Exercise description
Report every line from the material that contains the word "this".
** start **
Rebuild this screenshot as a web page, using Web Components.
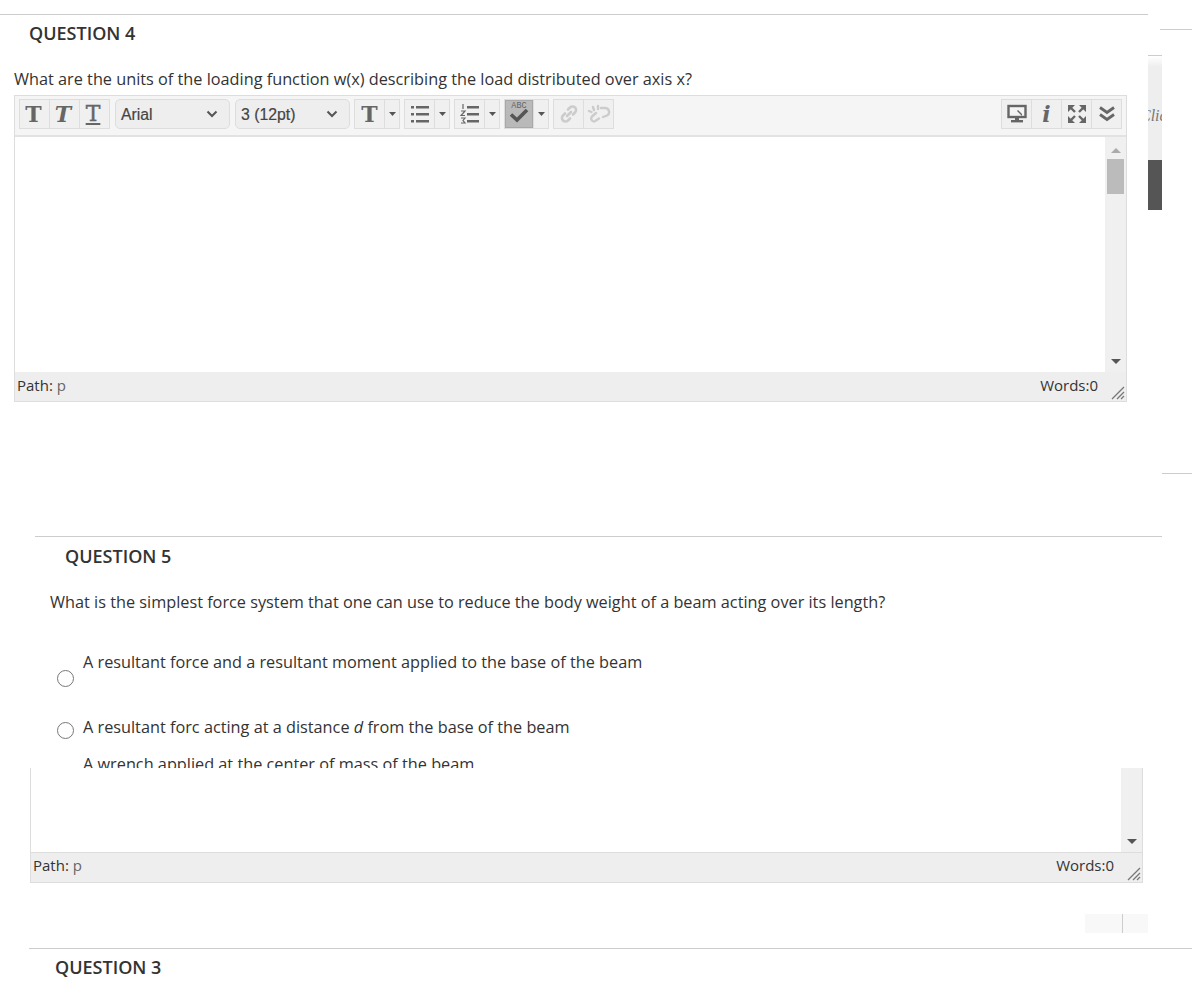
<!DOCTYPE html>
<html lang="en"><head><meta charset="utf-8"><title>Quiz</title>
<style>
html,body{margin:0;padding:0;background:#fff}
body{font:16.27px/22px "Open Sans",sans-serif;color:#333}
</style></head><body>
<quiz-page>
  <quiz-section rule-left="0" rule-right="44" head-left="29" number="4" text-left="14">
    What are the units of the loading function w(x) describing the load distributed over axis x?
    <rich-editor slot="after" toolbar body-height="235" style="margin:5px 0 0 14px"></rich-editor>
  </quiz-section>
  <quiz-section rule-left="35" rule-right="30" head-left="65" head-gap="7" number="5" text-left="50" style="margin-top:134px;height:232px;overflow:hidden">
    What is the simplest force system that one can use to reduce the body weight of a beam acting over its length?
    <div slot="after" style="margin-top:38px">
      <answer-option radio="end" style="height:36px">A resultant force and a resultant moment applied to the base of the beam</answer-option>
      <answer-option radio="low" style="margin-top:29px;height:23px">A resultant forc acting at a distance <i>d</i> from the base of the beam</answer-option>
      <answer-option style="margin-top:14px">A wrench applied at the center of mass of the beam</answer-option>
    </div>
  </quiz-section>
  <rich-editor body-height="84" cut style="margin-left:30px"></rich-editor>
  <page-scrap></page-scrap>
  <quiz-section rule-left="29" rule-right="0" head-left="55" number="3" style="margin-top:15px"></quiz-section>
  <side-scraps></side-scraps>
</quiz-page>
<script>
function el(name, css, html){
  customElements.define(name, class extends HTMLElement{
    connectedCallback(){
      if(this.shadowRoot) return;
      const r=this.attachShadow({mode:'open'});
      r.innerHTML='<style>'+css+'</style>'+(typeof html==='function'?html(this):html);
    }
  });
}
el('quiz-page',':host{display:block;position:relative;width:1192px;height:992px;overflow:hidden;background:#fff}.top{height:14px}','<div class="top"></div><slot></slot>');
el('quiz-section',`:host{display:block}
.rule{height:1px;background:#ccc}
h2{margin:6px 0 0;font:600 18px/24px "Open Sans",sans-serif;color:#333}
.q{margin-top:23px;min-height:22px}`,
t=>`<div class="rule" style="margin-left:${t.getAttribute('rule-left')}px;margin-right:${t.getAttribute('rule-right')}px"></div>
<h2 style="margin-left:${t.getAttribute('head-left')}px;margin-top:${t.getAttribute('head-gap')||6}px">QUESTION ${t.getAttribute('number')}</h2>
${t.hasAttribute('text-left')?`<div class="q" style="margin-left:${t.getAttribute('text-left')}px"><slot></slot></div>`:''}<slot name="after"></slot>`);
el('answer-option',`:host{display:flex;position:relative;padding-left:83px;line-height:22px;color:#333}
.r{position:absolute;left:57px;width:15px;height:15px;border:1px solid #777;border-radius:50%;background:#fff}
:host([radio=end]) .r{bottom:0}
:host([radio=low]) .r{bottom:0}
:host(:not([radio])) .r{display:none}`,'<span class="r"></span><span><slot></slot></span>');

const I={
 list:'<svg width="20" height="20" viewBox="0 0 20 20"><g fill="#666"><rect x="1" y="2" width="3" height="2.500"/><rect x="1" y="9" width="3" height="2.500"/><rect x="1" y="16" width="3" height="2.500"/><rect x="6" y="2" width="13" height="2.500"/><rect x="6" y="9" width="13" height="2.500"/><rect x="6" y="16" width="13" height="2.500"/></g></svg>',
 num:'<svg width="20" height="22" viewBox="0 0 20 22"><g fill="#666"><rect x="7" y="3" width="12" height="2.500"/><rect x="7" y="10" width="12" height="2.500"/><rect x="7" y="17" width="12" height="2.500"/></g><path d="M3 1v5M1 8h4l-4 4.500h4M1 15h4l-2 2.500 2 2.500H1" fill="none" stroke="#666" stroke-width="1.200"/></svg>',
 link:'<svg width="20" height="20" viewBox="0 0 20 20"><g fill="none" stroke="#ccc" stroke-width="2.600" stroke-linecap="round"><path d="M9 5.500l2-2a3.500 3.500 0 0 1 5 5l-2 2"/><path d="M11 14.500l-2 2a3.500 3.500 0 0 1-5-5l2-2"/><path d="M8 12l4-4"/></g></svg>',
 unlink:'<svg width="24" height="20" viewBox="0 0 24 20"><g fill="none" stroke="#ccc" stroke-width="2.400" stroke-linecap="round"><path d="M14 4h4a4 4 0 0 1 2 7.500l-4 1.500"/><path d="M9 9l-4 3.500a2.800 2.800 0 0 0 4 4l3-2"/><path d="M6 3l1 3M11 2v3M2 7l2.500 1"/></g></svg>',
 screen:'<svg width="20" height="20" viewBox="0 0 20 20"><rect x="1.500" y="2" width="17" height="11" fill="#f4f4f4" stroke="#666" stroke-width="2.400"/><path d="M11 6l4 4v2l-5-5z" fill="#666"/><rect x="8" y="14" width="4" height="2" fill="#666"/><rect x="4" y="16" width="12" height="2.400" fill="#666"/></svg>',
 full:'<svg width="20" height="20" viewBox="0 0 20 20"><g fill="#666"><path d="M1 1h7L1 8zM19 1h-7l7 7zM1 19h7l-7-7zM19 19h-7l7-7z"/></g><path d="M4 4l4 4M16 4l-4 4M4 16l4-4M16 16l-4-4" stroke="#666" stroke-width="2.400"/></svg>',
 dbl:'<svg width="18" height="18" viewBox="0 0 18 18"><path d="M2 2.500l7 5 7-5M2 9.500l7 5 7-5" fill="none" stroke="#666" stroke-width="2.800"/></svg>',
 check:'<svg width="24" height="14" viewBox="0 0 24 14" style="margin-top:-1px"><path d="M4 5.500l6 5.500 10-10" fill="none" stroke="#555" stroke-width="3.600"/></svg>',
 caret:'<svg width="7" height="4" viewBox="0 0 7 4"><path d="M0 0h7L3.500 4z" fill="#555"/></svg>',
 chev:'<svg width="12" height="8" viewBox="0 0 12 8"><path d="M1.500 1.500L6 6l4.500-4.500" fill="none" stroke="#555" stroke-width="2"/></svg>'
};
el('tb-group',`:host{display:flex;height:28px;border:1px solid #ddd;background:#f0f0f0}`,'<slot></slot>');
el('tb-btn',`:host{display:flex;align-items:center;justify-content:center;width:30px;height:28px;box-sizing:border-box;border-left:1px solid #ddd;color:#666;font:bold 22px/28px "DejaVu Serif",serif}
:host(:first-child){border-left:0;width:29px}
:host([narrow]){width:15px}
:host([plain]){font-weight:normal;-webkit-text-stroke:.4px #666}
:host([on]){background:#b9b9b9;box-shadow:inset 0 0 0 1px #a8a8a8;position:relative;width:28px;font:10px/10px "Liberation Mono",monospace;color:#666;flex-direction:column;justify-content:flex-start;padding-top:2px}`,'<slot></slot>');
el('tb-select',`:host{display:flex;align-items:center;justify-content:space-between;box-sizing:border-box;width:115px;height:30px;padding:2px 11px 0 5px;background:#eee;border:1px solid #ddd;border-radius:5px;font:15.8px/26px "Liberation Sans",sans-serif;color:#444;-webkit-text-stroke:.2px #444}
svg{margin-top:-2px}`,`<span><slot></slot></span>${I.chev}`);

el('rich-editor',`:host{display:block;box-sizing:border-box;width:1113px;border:1px solid #ddd;background:#fff}
:host([cut]){border-top:0}
.tb{display:flex;align-items:center;gap:5px;box-sizing:border-box;height:41px;padding:3px 4px 6px 4px;background:#f5f5f5;border-bottom:2px solid #e2e2e2}
.tb .s{gap:4px;display:flex;margin-left:-1px}
.sp{margin-left:auto}
.body{display:flex;justify-content:flex-end}
.bar{position:relative;width:21px;background:#f0f0f0}
.up{position:absolute;top:11px;left:6px;border:5px solid transparent;border-top:0;border-bottom:5px solid #aaa}
.th{position:absolute;top:22px;left:2px;width:17px;height:35px;background:#bbb}
.dn{position:absolute;bottom:8px;left:6px;border:5px solid transparent;border-bottom:0;border-top:5px solid #555}
.st{display:flex;align-items:flex-start;justify-content:space-between;height:29px;padding:0 28px 0 2px;background:#eee;position:relative;color:#333;font-size:15px;line-height:26px}
:host([cut]) .st{border-top:1px solid #ddd}
:host([cut]) .st span.w, :host([cut]) .st span.l{margin-top:-1px}
.st svg{position:absolute;right:1px;bottom:1px}
.p{color:#666}
i{font:italic bold 22px/28px "DejaVu Serif",serif}
u{text-underline-offset:2px}
small{display:block;font-size:8.500px;line-height:8px}`,
t=>{
 const tb=`<div class="tb">
 <tb-group><tb-btn style="padding-right:2px">T</tb-btn><tb-btn style="padding-right:3px"><i>T</i></tb-btn><tb-btn plain style="padding-right:3px"><u>T</u></tb-btn></tb-group>
 <tb-select>Arial</tb-select><tb-select>3 (12pt)</tb-select>
 <span class="s">
 <tb-group><tb-btn>T</tb-btn><tb-btn narrow>${I.caret}</tb-btn></tb-group>
 <tb-group><tb-btn>${I.list}</tb-btn><tb-btn narrow>${I.caret}</tb-btn></tb-group>
 <tb-group><tb-btn>${I.num}</tb-btn><tb-btn narrow>${I.caret}</tb-btn></tb-group>
 <tb-group><tb-btn on><small>ABC</small>${I.check}</tb-btn><tb-btn narrow>${I.caret}</tb-btn></tb-group>
 <tb-group><tb-btn>${I.link}</tb-btn><tb-btn>${I.unlink}</tb-btn></tb-group>
 </span>
 <tb-group class="sp"><tb-btn>${I.screen}</tb-btn><tb-btn><i>i</i></tb-btn><tb-btn>${I.full}</tb-btn><tb-btn>${I.dbl}</tb-btn></tb-group>
 </div>`;
 const h=t.getAttribute('body-height');
 return `${t.hasAttribute('toolbar')?tb:''}
 <div class="body" style="height:${h}px"><div class="bar">${t.hasAttribute('toolbar')?'<span class="up"></span><span class="th"></span>':''}<span class="dn"></span></div></div>
 <div class="st"><span class="l">Path: <span class="p">p</span></span><span class="w">Words:0</span>
 <svg width="14" height="14" viewBox="0 0 14 14"><path d="M1 13L13 1M6 13l7-7M10 13l3-3" stroke="#777" stroke-width="1.300" fill="none"/></svg></div>`;
});
el('page-scrap',`:host{display:block;box-sizing:border-box;width:63px;height:19px;margin:31px 0 0 1085px;background:#f8f8f8;position:relative}
b{position:absolute;left:37px;top:0;width:1px;height:19px;background:#ccc}`,'<b></b>');
el('side-scraps',`:host{display:block;position:absolute;left:0;top:0}
.a{position:absolute;left:1160px;top:29px;width:32px;height:1px;background:#ccc}
.b{position:absolute;left:1162px;top:473px;width:30px;height:1px;background:#ccc}
.c{position:absolute;left:1148px;top:55px;width:14px;height:155px;overflow:hidden;border-top:1px solid #ccc;box-sizing:border-box;background:linear-gradient(#fff 0,#eee 11px)}
.d{position:absolute;left:0;top:104px;width:14px;height:50px;background:#555}
.t{position:absolute;left:-8px;top:50px;font:italic 16px/20px "Liberation Serif",serif;color:#777;white-space:nowrap}`,
'<div class="a"></div><div class="b"></div><div class="c"><span class="t">Click</span><div class="d"></div></div>');
</script>
</body></html>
** end **
Output of the task
Rebuild this screenshot as a web page, using Web Components.
      if(this.shadowRoot) return;
      const r=this.attachShadow({mode:'open'});
      r.innerHTML='<style>'+css+'</style>'+(typeof html==='function'?html(this):html);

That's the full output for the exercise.